WHAT IS EXPECTED:
Write every line out verbatim and omit the pictures.

━━ SOURCE EXCERPT

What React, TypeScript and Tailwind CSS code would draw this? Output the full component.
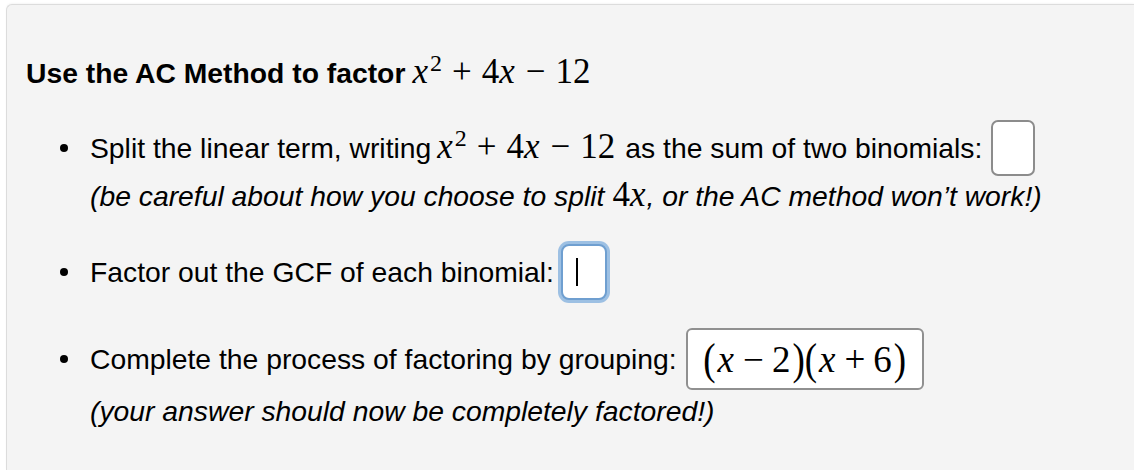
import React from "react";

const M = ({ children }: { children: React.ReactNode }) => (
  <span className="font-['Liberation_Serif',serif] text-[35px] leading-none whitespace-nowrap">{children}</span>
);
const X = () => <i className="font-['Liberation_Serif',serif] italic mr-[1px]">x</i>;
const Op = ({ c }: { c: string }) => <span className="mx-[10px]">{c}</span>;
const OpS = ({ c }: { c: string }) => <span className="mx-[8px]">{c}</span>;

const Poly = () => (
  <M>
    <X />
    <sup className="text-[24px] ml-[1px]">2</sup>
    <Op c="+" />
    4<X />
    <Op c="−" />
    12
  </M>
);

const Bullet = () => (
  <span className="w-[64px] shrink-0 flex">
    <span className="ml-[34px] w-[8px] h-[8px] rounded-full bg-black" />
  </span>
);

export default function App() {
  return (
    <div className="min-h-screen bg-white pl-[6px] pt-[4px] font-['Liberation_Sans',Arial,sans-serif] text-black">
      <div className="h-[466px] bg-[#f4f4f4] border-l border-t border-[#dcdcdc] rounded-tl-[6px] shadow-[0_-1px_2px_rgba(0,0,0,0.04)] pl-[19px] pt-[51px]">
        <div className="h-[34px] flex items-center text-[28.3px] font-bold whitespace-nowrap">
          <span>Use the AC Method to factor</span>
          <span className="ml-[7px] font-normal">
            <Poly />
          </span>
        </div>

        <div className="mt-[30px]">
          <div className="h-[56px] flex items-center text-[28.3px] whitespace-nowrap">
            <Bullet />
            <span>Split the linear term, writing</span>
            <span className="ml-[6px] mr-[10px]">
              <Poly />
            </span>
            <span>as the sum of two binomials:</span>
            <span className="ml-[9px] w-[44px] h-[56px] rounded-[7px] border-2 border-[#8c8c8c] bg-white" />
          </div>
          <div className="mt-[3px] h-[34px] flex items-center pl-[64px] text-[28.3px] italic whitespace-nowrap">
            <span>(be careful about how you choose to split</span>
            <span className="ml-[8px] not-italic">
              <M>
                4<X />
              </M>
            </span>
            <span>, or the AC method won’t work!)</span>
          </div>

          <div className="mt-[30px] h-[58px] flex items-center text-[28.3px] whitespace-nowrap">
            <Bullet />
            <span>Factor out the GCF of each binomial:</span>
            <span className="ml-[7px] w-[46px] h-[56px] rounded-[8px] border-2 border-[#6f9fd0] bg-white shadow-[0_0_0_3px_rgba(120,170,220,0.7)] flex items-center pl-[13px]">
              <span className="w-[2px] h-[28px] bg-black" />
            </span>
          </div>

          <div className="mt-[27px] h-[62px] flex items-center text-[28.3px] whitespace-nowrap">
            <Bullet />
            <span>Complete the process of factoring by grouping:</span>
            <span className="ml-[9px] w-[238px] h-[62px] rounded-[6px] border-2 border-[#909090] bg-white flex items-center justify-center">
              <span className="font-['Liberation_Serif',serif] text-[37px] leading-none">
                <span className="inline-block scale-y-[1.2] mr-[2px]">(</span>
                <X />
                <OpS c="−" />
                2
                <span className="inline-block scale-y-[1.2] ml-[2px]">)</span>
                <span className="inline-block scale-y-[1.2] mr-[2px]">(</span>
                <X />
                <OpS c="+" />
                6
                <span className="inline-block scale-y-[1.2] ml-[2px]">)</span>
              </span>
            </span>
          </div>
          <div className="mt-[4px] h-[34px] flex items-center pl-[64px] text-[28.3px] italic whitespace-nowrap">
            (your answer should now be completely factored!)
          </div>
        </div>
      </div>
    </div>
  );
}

━━━━

WRITTEN RESPONSE:
What React, TypeScript and Tailwind CSS code would draw this? Output the full component.
import React from "react";

const M = ({ children }: { children: React.ReactNode }) => (
  <span className="font-['Liberation_Serif',serif] text-[35px] leading-none whitespace-nowrap">{children}</span>
);
const X = () => <i className="font-['Liberation_Serif',serif] italic mr-[1px]">x</i>;
const Op = ({ c }: { c: string }) => <span className="mx-[10px]">{c}</span>;
const OpS = ({ c }: { c: string }) => <span className="mx-[8px]">{c}</span>;

const Poly = () => (
  <M>
    <X />
    <sup className="text-[24px] ml-[1px]">2</sup>
    <Op c="+" />
    4<X />
    <Op c="−" />
    12
  </M>
);

const Bullet = () => (
  <span className="w-[64px] shrink-0 flex">
    <span className="ml-[34px] w-[8px] h-[8px] rounded-full bg-black" />
  </span>
);

export default function App() {
  return (
    <div className="min-h-screen bg-white pl-[6px] pt-[4px] font-['Liberation_Sans',Arial,sans-serif] text-black">
      <div className="h-[466px] bg-[#f4f4f4] border-l border-t border-[#dcdcdc] rounded-tl-[6px] shadow-[0_-1px_2px_rgba(0,0,0,0.04)] pl-[19px] pt-[51px]">
        <div className="h-[34px] flex items-center text-[28.3px] font-bold whitespace-nowrap">
          <span>Use the AC Method to factor</span>
          <span className="ml-[7px] font-normal">
            <Poly />
          </span>
        </div>

        <div className="mt-[30px]">
          <div className="h-[56px] flex items-center text-[28.3px] whitespace-nowrap">
            <Bullet />
            <span>Split the linear term, writing</span>
            <span className="ml-[6px] mr-[10px]">
              <Poly />
            </span>
            <span>as the sum of two binomials:</span>
            <span className="ml-[9px] w-[44px] h-[56px] rounded-[7px] border-2 border-[#8c8c8c] bg-white" />
          </div>
          <div className="mt-[3px] h-[34px] flex items-center pl-[64px] text-[28.3px] italic whitespace-nowrap">
            <span>(be careful about how you choose to split</span>
            <span className="ml-[8px] not-italic">
              <M>
                4<X />
              </M>
            </span>
            <span>, or the AC method won’t work!)</span>
          </div>

          <div className="mt-[30px] h-[58px] flex items-center text-[28.3px] whitespace-nowrap">
            <Bullet />
            <span>Factor out the GCF of each binomial:</span>
            <span className="ml-[7px] w-[46px] h-[56px] rounded-[8px] border-2 border-[#6f9fd0] bg-white shadow-[0_0_0_3px_rgba(120,170,220,0.7)] flex items-center pl-[13px]">
              <span className="w-[2px] h-[28px] bg-black" />
            </span>
          </div>

          <div className="mt-[27px] h-[62px] flex items-center text-[28.3px] whitespace-nowrap">
            <Bullet />
            <span>Complete the process of factoring by grouping:</span>
            <span className="ml-[9px] w-[238px] h-[62px] rounded-[6px] border-2 border-[#909090] bg-white flex items-center justify-center">
              <span className="font-['Liberation_Serif',serif] text-[37px] leading-none">
                <span className="inline-block scale-y-[1.2] mr-[2px]">(</span>
                <X />
                <OpS c="−" />
                2
                <span className="inline-block scale-y-[1.2] ml-[2px]">)</span>
                <span className="inline-block scale-y-[1.2] mr-[2px]">(</span>
                <X />
                <OpS c="+" />
                6
                <span className="inline-block scale-y-[1.2] ml-[2px]">)</span>
              </span>
            </span>
          </div>
          <div className="mt-[4px] h-[34px] flex items-center pl-[64px] text-[28.3px] italic whitespace-nowrap">
            (your answer should now be completely factored!)
          </div>
        </div>
      </div>
    </div>
  );
}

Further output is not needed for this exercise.